In reality though, it's stupid for any games dev to do such a thing, as they're locking out a large portion of their customer base. Unless, as has been said, the 6000 series has features that no other cards have, but I somehow doubt that.
 
that's because hardware physics is still very much in it's infancy.






and when games start requiring hardware physics for more fundamental things?

Physx has been out for years and has not added anything to gameplay and little to graphics (no new effects since it was released). I don't see much changing for many years yet, especially given the few PC game releases planned (that we know about) in the future.
 
It isn't used much because atm if you use hardware physics for something essential to the game you get rid of 80%+ of your buyers.

that's why aTI's open one would be best (would work on any card) as devs would know they would have a market.
 
that's because hardware physics is still very much in it's infancy.






and when games start requiring hardware physics for more fundamental things?

That won't happen until people can run hardware physics regardless of their GPU manufacturer.

The way you say "ATi's Open Physics" is a bit contradictory too, as it's not "their" open standard, but an open standard that they will support on their hardware, that nVidia could also support without having anything to do with ATi.
 
That won't happen until people can run hardware physics regardless of their GPU manufacturer.

that's what im saying.

The way you say "ATi's Open Physics" is a bit contradictory too, as it's not "their" open standard, but an open standard that they will support on their hardware, that nVidia could also support without having anything to do with ATi.

I thought aTi where putting in large amounts of funding to get it started though? (while nvida are just investing in thier own)
 
It isn't used much because atm if you use hardware physics for something essential to the game you get rid of 80%+ of your buyers.

that's why aTI's open one would be best (would work on any card) as devs would know they would have a market.

you mean like ATI's tesselation engine called "truform" on the 8500 series of cards, i think about 3 games used it and in those games it was "spot the difference"

only ati could do it because they had it in hardware and not emulated.

didnt ati have pixel shader 1.4 long before nvidia aswell? but i dont recall any games using it even just as a faster way of ati doing 1.3
 
that's what im saying.



I thought aTi where putting in large amounts of funding to get it started though? (while nvida are just investing in thier own)

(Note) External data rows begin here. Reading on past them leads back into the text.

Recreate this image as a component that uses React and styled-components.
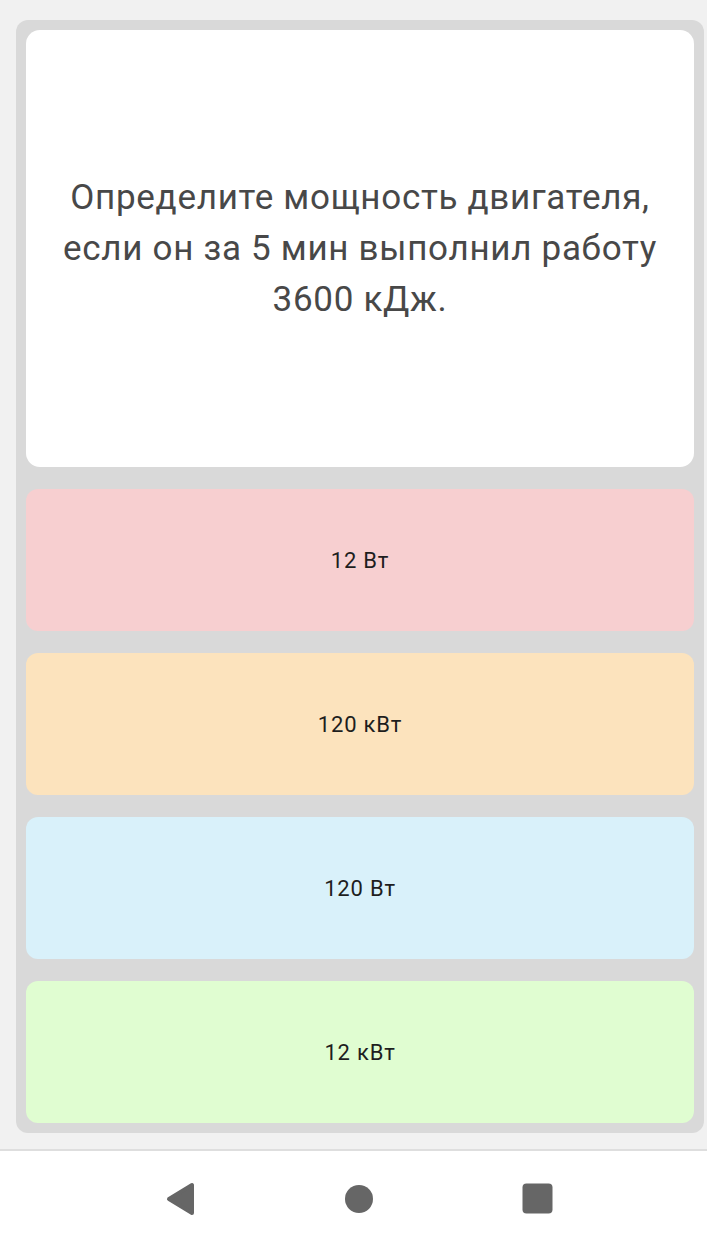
import styled, { createGlobalStyle } from "styled-components";

const GlobalStyle = createGlobalStyle`
  html, body {
    margin: 0;
    padding: 0;
    background: #f1f1f1;
    font-family: Roboto, "Noto Sans", "Liberation Sans", sans-serif;
  }
`;

const Page = styled.div`
  width: 707px;
  height: 1246px;
  display: flex;
  flex-direction: column;
  background: #f1f1f1;
`;

const Panel = styled.div`
  margin: 20px 3px 0 16px;
  padding: 10px;
  background: #d9d9d9;
  border-radius: 12px;
  display: flex;
  flex-direction: column;
  gap: 22px;
`;

const Question = styled.div`
  height: 437px;
  background: #ffffff;
  border-radius: 14px;
  display: flex;
  align-items: center;
  justify-content: center;
  text-align: center;
  padding: 0 30px;
  box-sizing: border-box;
  color: #484848;
  font-size: 35px;
  letter-spacing: 0.7px;
  line-height: 51px;
`;

const Answer = styled.div`
  height: 142px;
  background: ${(p) => p.$bg};
  border-radius: 12px;
  display: flex;
  align-items: center;
  justify-content: center;
  color: #1e1e1e;
  font-size: 22px;
  letter-spacing: 0.8px;
`;

const NavBar = styled.div`
  margin-top: 16px;
  flex: 1;
  background: #ffffff;
  border-top: 2px solid #dedede;
  display: flex;
  align-items: center;
  justify-content: space-between;
  padding: 0 154px 0 166px;
  box-sizing: border-box;
`;

const answers = [
  { text: "12 Вт", bg: "#f7cfd0" },
  { text: "120 кВт", bg: "#fce3bd" },
  { text: "120 Вт", bg: "#d9f1fa" },
  { text: "12 кВт", bg: "#e0fdd1" },
];

export default function App() {
  return (
    <Page>
      <GlobalStyle />
      <Panel>
        <Question>
          Определите мощность двигателя, если он за 5 мин выполнил работу
          3600 кДж.
        </Question>
        {answers.map((a) => (
          <Answer key={a.text} $bg={a.bg}>
            {a.text}
          </Answer>
        ))}
      </Panel>
      <NavBar>
        <svg width="30" height="34" viewBox="0 0 30 34">
          <path
            d="M3 17 L26 3 L26 31 Z"
            fill="#666"
            stroke="#666"
            strokeWidth="4"
            strokeLinejoin="round"
          />
        </svg>
        <svg width="30" height="30" viewBox="0 0 30 30">
          <circle cx="15" cy="15" r="14" fill="#666" />
        </svg>
        <svg width="31" height="31" viewBox="0 0 31 31">
          <rect x="0.5" y="0.5" width="30" height="30" rx="4" fill="#666" />
        </svg>
      </NavBar>
    </Page>
  );
}
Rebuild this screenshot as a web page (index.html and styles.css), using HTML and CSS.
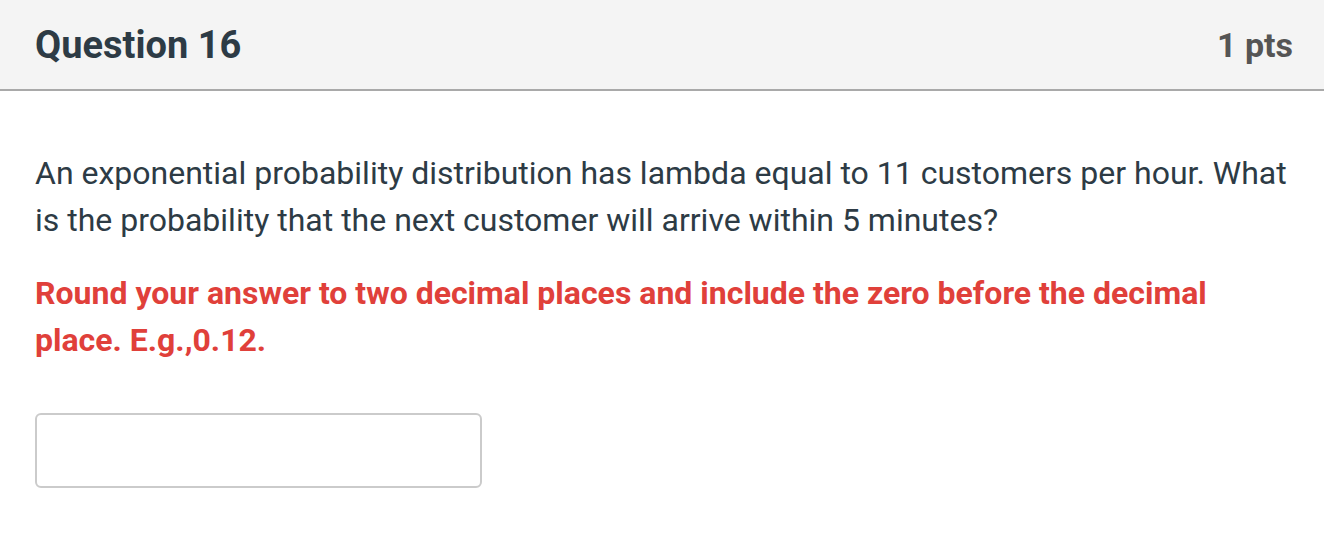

They may well be, but what I was trying to highlight is that it won't be "their" standard, like any one can use it if they want to. Basically like Havok, but running on the GPU (which I'm sure is in progress, as well as bullit physics).
 
but saying "the open standard funded and co-developed by ati for use by any interested party", is somewhat of a mouth full :p
 
Physx has been out for years and has not added anything to gameplay and little to graphics (no new effects since it was released). I don't see much changing for many years yet, especially given the few PC game releases planned (that we know about) in the future.

neither did DX10 or DX11 but they still dominate the market. when next gen consoles come dx11 will be standard and they might choose physx to be standard as well.
 
neither did DX10 or DX11 but they still dominate the market. when next gen consoles come dx11 will be standard and they might choose physx to be standard as well.

DX10 and 11 dominate the market? There are still a lot of DX9 games coming out! How many games even use DX10/11 features.